**Objective**
From the first line of the data through the line containing "string; value: string;", return each line exactly.

**Data shown**
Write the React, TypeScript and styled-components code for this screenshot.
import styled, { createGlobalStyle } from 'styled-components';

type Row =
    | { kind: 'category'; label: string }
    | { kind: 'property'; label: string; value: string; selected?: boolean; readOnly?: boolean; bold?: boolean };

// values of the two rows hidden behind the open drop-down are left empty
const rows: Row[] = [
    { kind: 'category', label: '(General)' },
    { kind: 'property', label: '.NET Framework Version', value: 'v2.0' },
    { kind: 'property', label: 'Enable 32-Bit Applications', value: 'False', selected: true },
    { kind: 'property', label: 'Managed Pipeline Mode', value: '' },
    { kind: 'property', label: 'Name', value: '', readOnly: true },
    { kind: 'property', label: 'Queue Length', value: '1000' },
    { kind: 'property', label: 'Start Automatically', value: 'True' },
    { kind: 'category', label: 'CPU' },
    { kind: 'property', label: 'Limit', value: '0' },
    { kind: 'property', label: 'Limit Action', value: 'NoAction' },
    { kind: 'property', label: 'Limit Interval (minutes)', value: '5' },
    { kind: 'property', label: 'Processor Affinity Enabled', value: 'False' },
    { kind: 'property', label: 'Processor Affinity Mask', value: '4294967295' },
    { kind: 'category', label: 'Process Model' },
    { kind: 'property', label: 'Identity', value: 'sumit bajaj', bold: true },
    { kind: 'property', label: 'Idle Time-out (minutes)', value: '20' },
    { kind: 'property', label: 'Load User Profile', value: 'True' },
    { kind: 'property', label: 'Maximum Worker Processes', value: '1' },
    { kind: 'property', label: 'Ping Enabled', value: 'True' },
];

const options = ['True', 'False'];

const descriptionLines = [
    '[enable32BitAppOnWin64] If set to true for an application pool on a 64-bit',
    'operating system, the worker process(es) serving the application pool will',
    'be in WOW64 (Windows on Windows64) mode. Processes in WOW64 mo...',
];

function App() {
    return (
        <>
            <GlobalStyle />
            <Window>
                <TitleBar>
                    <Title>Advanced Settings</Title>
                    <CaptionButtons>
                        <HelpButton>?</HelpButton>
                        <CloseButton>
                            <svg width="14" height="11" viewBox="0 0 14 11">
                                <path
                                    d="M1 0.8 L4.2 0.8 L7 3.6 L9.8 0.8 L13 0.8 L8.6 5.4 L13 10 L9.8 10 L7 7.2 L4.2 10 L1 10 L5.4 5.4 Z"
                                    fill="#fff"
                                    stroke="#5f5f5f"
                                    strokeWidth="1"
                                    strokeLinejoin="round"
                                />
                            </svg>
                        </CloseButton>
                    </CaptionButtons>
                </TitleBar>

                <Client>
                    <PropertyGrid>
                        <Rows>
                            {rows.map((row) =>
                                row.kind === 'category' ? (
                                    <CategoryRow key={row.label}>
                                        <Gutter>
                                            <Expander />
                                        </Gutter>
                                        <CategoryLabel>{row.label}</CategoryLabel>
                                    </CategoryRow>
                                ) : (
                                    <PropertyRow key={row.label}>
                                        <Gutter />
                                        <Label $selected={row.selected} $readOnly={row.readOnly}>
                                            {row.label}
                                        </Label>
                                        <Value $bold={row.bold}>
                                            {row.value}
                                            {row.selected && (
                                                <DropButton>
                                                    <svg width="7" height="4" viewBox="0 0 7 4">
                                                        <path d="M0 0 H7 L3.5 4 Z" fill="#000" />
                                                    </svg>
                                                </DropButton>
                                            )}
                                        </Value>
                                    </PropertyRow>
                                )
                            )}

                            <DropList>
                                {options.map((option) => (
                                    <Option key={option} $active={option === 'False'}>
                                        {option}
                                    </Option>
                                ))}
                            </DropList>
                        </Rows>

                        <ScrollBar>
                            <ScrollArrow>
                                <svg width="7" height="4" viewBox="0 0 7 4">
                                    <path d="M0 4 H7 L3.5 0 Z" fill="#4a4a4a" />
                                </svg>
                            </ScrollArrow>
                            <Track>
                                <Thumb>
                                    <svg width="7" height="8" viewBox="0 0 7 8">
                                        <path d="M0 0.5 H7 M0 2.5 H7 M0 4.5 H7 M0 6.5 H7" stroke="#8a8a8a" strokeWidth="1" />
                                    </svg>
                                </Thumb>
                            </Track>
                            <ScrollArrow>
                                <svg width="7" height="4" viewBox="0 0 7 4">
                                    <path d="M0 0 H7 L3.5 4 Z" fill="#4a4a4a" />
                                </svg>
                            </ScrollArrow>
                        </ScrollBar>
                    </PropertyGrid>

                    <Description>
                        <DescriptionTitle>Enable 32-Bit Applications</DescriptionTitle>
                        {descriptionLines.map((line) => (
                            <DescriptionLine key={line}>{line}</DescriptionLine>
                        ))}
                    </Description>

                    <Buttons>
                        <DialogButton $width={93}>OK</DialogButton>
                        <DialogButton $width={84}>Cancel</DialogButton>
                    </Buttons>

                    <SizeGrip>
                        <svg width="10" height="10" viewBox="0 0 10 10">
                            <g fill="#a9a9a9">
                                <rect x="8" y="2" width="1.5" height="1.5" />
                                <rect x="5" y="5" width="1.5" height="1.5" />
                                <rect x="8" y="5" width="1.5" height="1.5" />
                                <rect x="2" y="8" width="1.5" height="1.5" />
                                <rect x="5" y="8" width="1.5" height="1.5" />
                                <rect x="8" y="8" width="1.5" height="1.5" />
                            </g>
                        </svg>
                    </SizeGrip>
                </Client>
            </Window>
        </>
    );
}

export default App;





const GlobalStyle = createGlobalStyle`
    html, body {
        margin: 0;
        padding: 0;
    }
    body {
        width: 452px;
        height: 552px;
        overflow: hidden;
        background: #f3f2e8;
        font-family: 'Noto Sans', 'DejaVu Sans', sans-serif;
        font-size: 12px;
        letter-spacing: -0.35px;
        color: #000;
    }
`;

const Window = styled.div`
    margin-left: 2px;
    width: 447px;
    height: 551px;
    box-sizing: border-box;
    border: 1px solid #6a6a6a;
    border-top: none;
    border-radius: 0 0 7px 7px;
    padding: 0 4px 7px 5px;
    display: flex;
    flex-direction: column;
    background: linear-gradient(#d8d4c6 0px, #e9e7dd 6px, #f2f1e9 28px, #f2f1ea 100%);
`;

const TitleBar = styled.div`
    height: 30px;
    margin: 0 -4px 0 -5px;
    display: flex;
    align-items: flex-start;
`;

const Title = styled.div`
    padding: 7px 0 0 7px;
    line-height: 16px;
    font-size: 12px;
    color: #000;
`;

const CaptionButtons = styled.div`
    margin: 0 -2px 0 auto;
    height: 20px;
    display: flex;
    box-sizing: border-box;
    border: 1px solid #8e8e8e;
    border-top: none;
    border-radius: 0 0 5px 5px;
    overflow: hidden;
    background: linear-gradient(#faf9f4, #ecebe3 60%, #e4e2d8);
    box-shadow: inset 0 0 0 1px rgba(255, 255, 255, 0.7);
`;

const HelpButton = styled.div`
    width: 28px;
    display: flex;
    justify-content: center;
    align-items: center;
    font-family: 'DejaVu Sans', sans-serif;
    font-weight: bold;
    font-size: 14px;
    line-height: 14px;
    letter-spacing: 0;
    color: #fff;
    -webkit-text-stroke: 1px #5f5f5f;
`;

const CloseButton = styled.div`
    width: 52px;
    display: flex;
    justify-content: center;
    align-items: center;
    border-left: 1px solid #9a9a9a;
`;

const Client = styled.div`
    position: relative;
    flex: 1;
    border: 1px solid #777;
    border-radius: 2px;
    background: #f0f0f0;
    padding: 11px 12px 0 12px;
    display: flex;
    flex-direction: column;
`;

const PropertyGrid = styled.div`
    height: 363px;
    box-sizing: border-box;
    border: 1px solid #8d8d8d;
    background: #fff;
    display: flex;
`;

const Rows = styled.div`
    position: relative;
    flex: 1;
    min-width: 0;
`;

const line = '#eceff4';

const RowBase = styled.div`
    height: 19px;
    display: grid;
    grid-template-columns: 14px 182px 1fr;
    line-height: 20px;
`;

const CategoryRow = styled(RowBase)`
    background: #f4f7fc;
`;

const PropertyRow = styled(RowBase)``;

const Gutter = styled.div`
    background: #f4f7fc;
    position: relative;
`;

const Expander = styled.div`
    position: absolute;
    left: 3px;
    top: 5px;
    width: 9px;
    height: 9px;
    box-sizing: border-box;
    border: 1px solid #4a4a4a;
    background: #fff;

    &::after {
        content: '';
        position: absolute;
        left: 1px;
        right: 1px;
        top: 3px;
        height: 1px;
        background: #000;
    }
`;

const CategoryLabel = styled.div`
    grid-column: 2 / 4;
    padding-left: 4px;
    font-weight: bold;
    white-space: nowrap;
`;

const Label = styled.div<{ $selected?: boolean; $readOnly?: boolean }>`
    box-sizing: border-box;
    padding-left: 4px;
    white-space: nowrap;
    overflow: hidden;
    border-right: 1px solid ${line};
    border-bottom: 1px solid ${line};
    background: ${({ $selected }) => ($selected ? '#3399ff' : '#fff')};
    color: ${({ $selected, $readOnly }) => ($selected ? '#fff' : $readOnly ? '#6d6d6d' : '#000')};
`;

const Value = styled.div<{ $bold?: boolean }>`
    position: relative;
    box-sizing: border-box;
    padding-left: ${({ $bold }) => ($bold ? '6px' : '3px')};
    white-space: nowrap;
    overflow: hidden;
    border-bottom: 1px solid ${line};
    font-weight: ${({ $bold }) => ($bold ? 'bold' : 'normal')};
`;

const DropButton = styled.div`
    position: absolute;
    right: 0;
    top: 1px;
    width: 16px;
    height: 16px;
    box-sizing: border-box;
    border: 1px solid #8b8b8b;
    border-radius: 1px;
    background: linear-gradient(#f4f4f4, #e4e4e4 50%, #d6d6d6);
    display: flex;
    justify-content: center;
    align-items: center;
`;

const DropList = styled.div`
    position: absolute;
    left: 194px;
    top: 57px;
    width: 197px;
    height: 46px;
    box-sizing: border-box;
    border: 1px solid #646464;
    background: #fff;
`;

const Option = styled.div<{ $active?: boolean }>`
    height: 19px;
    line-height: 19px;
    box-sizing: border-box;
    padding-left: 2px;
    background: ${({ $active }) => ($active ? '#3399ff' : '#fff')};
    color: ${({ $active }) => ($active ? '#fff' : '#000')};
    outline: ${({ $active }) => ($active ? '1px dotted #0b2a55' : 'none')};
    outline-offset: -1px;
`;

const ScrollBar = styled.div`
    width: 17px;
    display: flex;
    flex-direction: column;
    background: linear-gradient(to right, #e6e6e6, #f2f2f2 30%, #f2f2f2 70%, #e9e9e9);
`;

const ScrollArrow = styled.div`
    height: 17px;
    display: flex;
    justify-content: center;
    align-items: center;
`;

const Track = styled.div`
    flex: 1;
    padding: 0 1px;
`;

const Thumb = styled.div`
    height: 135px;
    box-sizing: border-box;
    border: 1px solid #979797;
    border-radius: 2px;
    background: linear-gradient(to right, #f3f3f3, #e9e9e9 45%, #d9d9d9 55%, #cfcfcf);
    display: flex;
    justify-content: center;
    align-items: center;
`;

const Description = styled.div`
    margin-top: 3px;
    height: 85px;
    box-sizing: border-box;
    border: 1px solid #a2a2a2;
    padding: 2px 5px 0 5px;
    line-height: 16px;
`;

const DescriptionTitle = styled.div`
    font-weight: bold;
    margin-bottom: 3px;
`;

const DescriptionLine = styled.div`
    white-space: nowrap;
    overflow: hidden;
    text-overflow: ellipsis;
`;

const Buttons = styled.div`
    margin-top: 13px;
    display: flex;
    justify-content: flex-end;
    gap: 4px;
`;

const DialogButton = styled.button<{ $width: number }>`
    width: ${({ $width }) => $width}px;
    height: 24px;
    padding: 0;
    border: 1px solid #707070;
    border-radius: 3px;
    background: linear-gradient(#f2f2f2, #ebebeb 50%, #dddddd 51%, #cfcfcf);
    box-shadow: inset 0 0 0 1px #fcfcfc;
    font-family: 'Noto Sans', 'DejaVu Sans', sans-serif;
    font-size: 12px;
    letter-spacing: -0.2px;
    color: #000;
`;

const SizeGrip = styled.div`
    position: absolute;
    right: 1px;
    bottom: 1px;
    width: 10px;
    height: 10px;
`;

**The solution**
Write the React, TypeScript and styled-components code for this screenshot.
import styled, { createGlobalStyle } from 'styled-components';

type Row =
    | { kind: 'category'; label: string }
    | { kind: 'property'; label: string; value: string; selected?: boolean; readOnly?: boolean; bold?: boolean };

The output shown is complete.